_WRITTEN INSTRUCTION_:
Take every line from the listing below that contains "this".

_RAW RECORDS_:
'''

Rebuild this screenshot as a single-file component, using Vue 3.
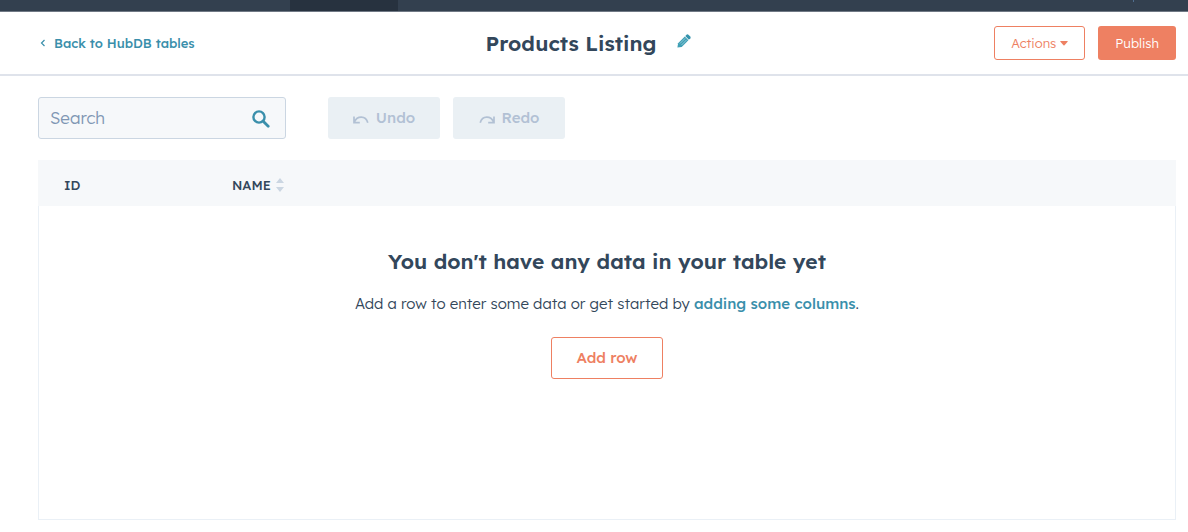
<script setup>
import { ref } from 'vue'

const query = ref('')
</script>

<template>
  <div class="page">
    <nav class="topbar" aria-label="Main">
      <span class="topbar-active"></span>
      <span class="topbar-divider"></span>
    </nav>

    <header class="header">
      <a class="back" href="#tables">
        <svg width="6" height="8" viewBox="0 0 6 8" aria-hidden="true">
          <path d="M4.5 1 L1.5 4 L4.5 7" fill="none" stroke="currentColor" stroke-width="1.2" />
        </svg>
        <span>Back to HubDB tables</span>
      </a>
      <div class="title">
        <h1>Products Listing</h1>
        <button class="edit" type="button" aria-label="Edit name">
          <svg width="14" height="14" viewBox="0 0 14 14" aria-hidden="true">
            <path d="M0.4 13.6 L1.1 9.3 L7.8 2.6 L11.4 6.2 L4.7 12.9 Z" fill="#3f9fb5" />
            <path d="M8.3 2.1 L9.8 0.6 Q10.6 0 11.4 0.7 L13.3 2.6 Q14 3.4 13.4 4.2 L11.9 5.7 Z" fill="#3593ad" />
            <path d="M2.9 9.6 L8.2 4.3 M4.4 11.1 L9.7 5.8" stroke="#b5dde6" stroke-width="0.7" />
          </svg>
        </button>
      </div>
      <div class="header-actions">
        <button class="btn outline small actions" type="button">
          Actions
          <svg width="8" height="5" viewBox="0 0 8 5" aria-hidden="true">
            <path d="M0.6 0 H7.4 Q8 0.2 7.6 0.8 L4.5 4.3 Q4 4.8 3.5 4.3 L0.4 0.8 Q0 0.2 0.6 0 Z" fill="currentColor" />
          </svg>
        </button>
        <button class="btn solid small" type="button">Publish</button>
      </div>
    </header>

    <main class="main">
      <div class="toolbar">
        <label class="search">
          <input v-model="query" type="text" placeholder="Search" aria-label="Search" />
          <svg width="18" height="18" viewBox="0 0 18 18" aria-hidden="true">
            <circle cx="7" cy="7" r="5.6" fill="none" stroke="#3a8fab" stroke-width="2.4" />
            <path d="M11.2 11.2 L16.2 16.2" stroke="#3a8fab" stroke-width="2.8" stroke-linecap="round" />
          </svg>
        </label>
        <div class="history">
          <button class="btn disabled" type="button" disabled>
            <svg width="16" height="9" viewBox="0 0 16 9" aria-hidden="true">
              <path d="M1 1.5 V7.6 H6.8 M1.4 7 C4.2 0.6 12.6 0.2 14.8 7.8" fill="none" stroke="currentColor" stroke-width="1.7" />
            </svg>
            Undo
          </button>
          <button class="btn disabled" type="button" disabled>
            <svg width="16" height="9" viewBox="0 0 16 9" aria-hidden="true">
              <path d="M15 1.5 V7.6 H9.2 M14.6 7 C11.8 0.6 3.4 0.2 1.2 7.8" fill="none" stroke="currentColor" stroke-width="1.7" />
            </svg>
            Redo
          </button>
        </div>
      </div>

      <table class="table">
        <thead>
          <tr>
            <th class="col-id" scope="col">ID</th>
            <th scope="col">
              <span class="sortable">
                NAME
                <svg width="8" height="14" viewBox="0 0 8 14" aria-hidden="true">
                  <path d="M4 0 L8 5 H0 Z M0 9 H8 L4 14 Z" fill="#cbd6e2" />
                </svg>
              </span>
            </th>
          </tr>
        </thead>
      </table>
      <section class="empty">
        <h2>You don't have any data in your table yet</h2>
        <p>Add a row to enter some data or get started by <a href="#columns">adding some columns</a>.</p>
        <button class="btn outline add" type="button">Add row</button>
      </section>
    </main>
  </div>
</template>

<style>
body {
  margin: 0;
  background: #fff;
}
</style>

<style scoped>
.page {
  display: flex;
  flex-direction: column;
  min-height: 100vh;
  box-sizing: border-box;
  color: #33475b;
  font-family: Lexend, Inter, "Open Sans", sans-serif;
  font-weight: 300;
}

.topbar {
  display: flex;
  height: 12px;
  box-sizing: border-box;
  background: #33404f;
  border-bottom: 1px solid #707985;
}

.topbar-active {
  width: 108px;
  margin-left: 290px;
  background: #27323f;
}

.topbar-divider {
  width: 1px;
  height: 2px;
  margin-left: auto;
  margin-right: 54px;
  background: #516f90;
}

.header {
  display: grid;
  grid-template-columns: 1fr auto 1fr;
  align-items: center;
  height: 62px;
  padding: 0 12px;
  border-bottom: 2px solid #dfe3eb;
}

.back {
  display: flex;
  align-items: center;
  gap: 8px;
  padding-left: 28px;
  color: #3a8fab;
  font-size: 13px;
  font-weight: 500;
  text-decoration: none;
}

.title {
  display: flex;
  align-items: center;
  gap: 21px;
  padding-right: 11px;
}

h1 {
  margin: 0;
  font-size: 21px;
  line-height: 28px;
  font-weight: 600;
}

.edit {
  display: flex;
  margin-bottom: 4px;
  padding: 0;
  border: 0;
  background: none;
}

.header-actions {
  display: flex;
  justify-content: flex-end;
  gap: 13px;
}

.btn {
  display: flex;
  align-items: center;
  justify-content: center;
  box-sizing: border-box;
  height: 42px;
  padding: 0 0 2px;
  border: 1px solid transparent;
  border-radius: 3px;
  font-family: inherit;
  font-size: 15px;
  font-weight: 500;
}

.small {
  height: 34px;
  padding: 0 16px;
  font-size: 13px;
  font-weight: 300;
}

.outline {
  background: #fff;
  border-color: #ee8062;
  color: #ee8062;
}

.solid {
  background: #ee8062;
  color: #fff;
}

.actions {
  gap: 4px;
}

.main {
  display: flex;
  flex: 1;
  flex-direction: column;
  padding: 21px 12px 12px 38px;
}

.toolbar {
  display: flex;
  gap: 42px;
  margin-bottom: 21px;
}

.search {
  display: flex;
  align-items: center;
  box-sizing: border-box;
  width: 248px;
  height: 42px;
  padding: 0 15px 0 11px;
  border: 1px solid #cbd6e2;
  border-radius: 3px;
  background: #f6f8fa;
}

.search input {
  flex: 1;
  min-width: 0;
  padding: 0 0 2px;
  border: 0;
  outline: 0;
  background: none;
  color: #33475b;
  font-family: inherit;
  font-size: 17px;
  font-weight: 300;
}

.search input::placeholder {
  color: #8097b4;
  opacity: 1;
}

.search svg {
  margin-top: 2px;
}

.history {
  display: flex;
  gap: 13px;
}

.disabled {
  gap: 7px;
  width: 112px;
  background: #eaf0f4;
  color: #b2c1d4;
}

.disabled svg {
  margin-top: 4px;
}

.table {
  width: 100%;
  border-collapse: collapse;
  background: #f6f8fa;
}

.table th {
  height: 46px;
  box-sizing: border-box;
  padding: 4px 0 0;
  font-size: 13px;
  font-weight: 500;
  text-align: left;
}

.table .col-id {
  width: 194px;
  padding-left: 26px;
}

.sortable {
  display: flex;
  align-items: center;
  gap: 5px;
}

.empty {
  display: flex;
  flex: 1;
  flex-direction: column;
  align-items: center;
  padding: 40px 20px;
  border: 1px solid #eaf0f6;
  border-top: 0;
}

h2 {
  margin: 0 0 16px;
  font-size: 21px;
  line-height: 30px;
  font-weight: 600;
}

p {
  margin: 0 0 21px;
  font-size: 15px;
  line-height: 24px;
}

p a {
  color: #3a8fab;
  font-weight: 500;
  text-decoration: none;
}

.add {
  width: 112px;
}
</style>
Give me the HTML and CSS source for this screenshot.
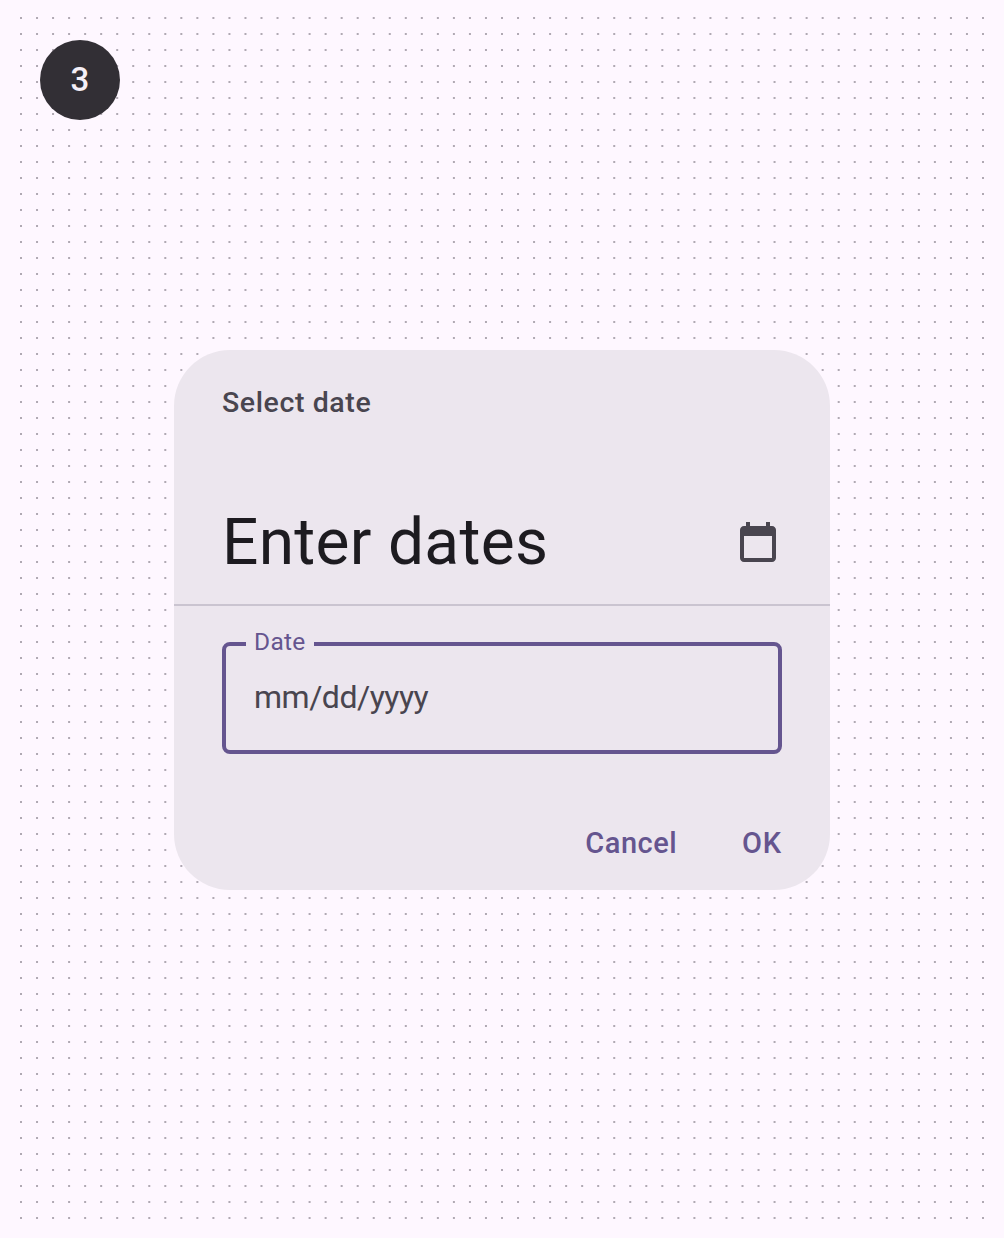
FILE: index.html
```html
<!DOCTYPE html>
<html lang="en">
<head>
<meta charset="utf-8">
<title>Select date</title>
<link rel="stylesheet" href="styles.css">
</head>
<body>
<main class="stage">
  <svg class="dots" width="1004" height="1238" aria-hidden="true">
    <defs>
      <pattern id="dot-row" x="0" y="17" width="1004" height="16" patternUnits="userSpaceOnUse">
        <path d="M20 1H984.1" stroke="#b0a9b3" stroke-width="2" stroke-dasharray="2 14.0333"/>
      </pattern>
    </defs>
    <rect y="17" width="1004" height="1202" fill="url(#dot-row)"/>
  </svg>
  <div class="step"><span class="step-number">3</span></div>
  <section class="dialog">
    <header class="dialog-header">
      <p class="supporting">Select date</p>
      <div class="headline-row">
        <h1 class="headline">Enter dates</h1>
        <svg class="calendar" viewBox="0 0 24 24" aria-hidden="true"><path fill="currentColor" d="M19 4h-1V2h-2v2H8V2H6v2H5c-1.110 0-2 .9-2 2v14c0 1.100.89 2 2 2h14c1.100 0 2-.9 2-2V6c0-1.100-.9-2-2-2zM19 20H5V9h14v11z"/></svg>
      </div>
    </header>
    <div class="field">
      <span class="field-label">Date</span>
      <span class="placeholder">mm/dd/yyyy</span>
    </div>
    <footer class="actions">
      <span class="action cancel">Cancel</span>
      <span class="action ok">OK</span>
    </footer>
  </section>
</main>
</body>
</html>
```
FILE: styles.css
```css
* { box-sizing: border-box; }

body {
  margin: 0;
  background: #fef7ff;
  font-family: Roboto, "Liberation Sans", sans-serif;
}

.stage {
  position: relative;
  height: 1238px;
  padding: 40px;
  display: flex;
  flex-direction: column;
}

.dots {
  position: absolute;
  top: 0;
  left: 0;
}

.step {
  position: relative;
  width: 80px;
  height: 80px;
  border-radius: 50%;
  background: #322f35;
  color: #f5eff7;
  display: flex;
  align-items: center;
  justify-content: center;
  font-size: 33px;
  font-weight: 500;
  line-height: 78px;
  padding-bottom: 1px;
}

.dialog {
  position: relative;
  align-self: center;
  width: 656px;
  height: 540px;
  margin-top: 230px;
  border-radius: 56px;
  background: #ece6ee;
  color: #49454f;
}

.dialog-header {
  height: 256px;
  padding: 33px 48px 0;
  border-bottom: 2px solid #cac4d0;
}

.supporting {
  margin: 0;
  font-size: 28.5px;
  font-weight: 500;
  line-height: 40px;
  letter-spacing: 0.6px;
}

.headline-row {
  display: flex;
  align-items: center;
  justify-content: space-between;
  height: 80px;
  margin-top: 79px;
}

.headline {
  margin: 0;
  padding-top: 2px;
  color: #1d1b20;
  font-size: 64px;
  font-weight: 400;
  line-height: 80px;
  letter-spacing: 0.3px;
}

.calendar {
  width: 48px;
  height: 48px;
}

.field {
  position: relative;
  display: flex;
  align-items: center;
  height: 112px;
  margin: 36px 48px 0;
  padding: 0 28px;
  border: 4px solid #65558f;
  border-radius: 8px;
}

.field-label {
  position: absolute;
  top: -20px;
  left: 20px;
  width: 68px;
  padding-left: 8px;
  background: #ece6ee;
  color: #65558f;
  font-size: 24.5px;
  line-height: 32px;
  letter-spacing: 0.3px;
}

.placeholder {
  font-size: 32px;
  line-height: 48px;
  padding-bottom: 2px;
  letter-spacing: -0.5px;
}

.actions {
  display: flex;
  justify-content: flex-end;
  margin-top: 69px;
  padding-right: 48px;
  color: #65558f;
  font-size: 29px;
  font-weight: 500;
  line-height: 40px;
}

.cancel {
  margin-right: 65px;
  letter-spacing: 0.5px;
}

.ok {
  letter-spacing: 0.8px;
}
```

'''

_EXERCISE RESPONSE_:
Rebuild this screenshot as a single-file component, using Vue 3.
Give me the HTML and CSS source for this screenshot.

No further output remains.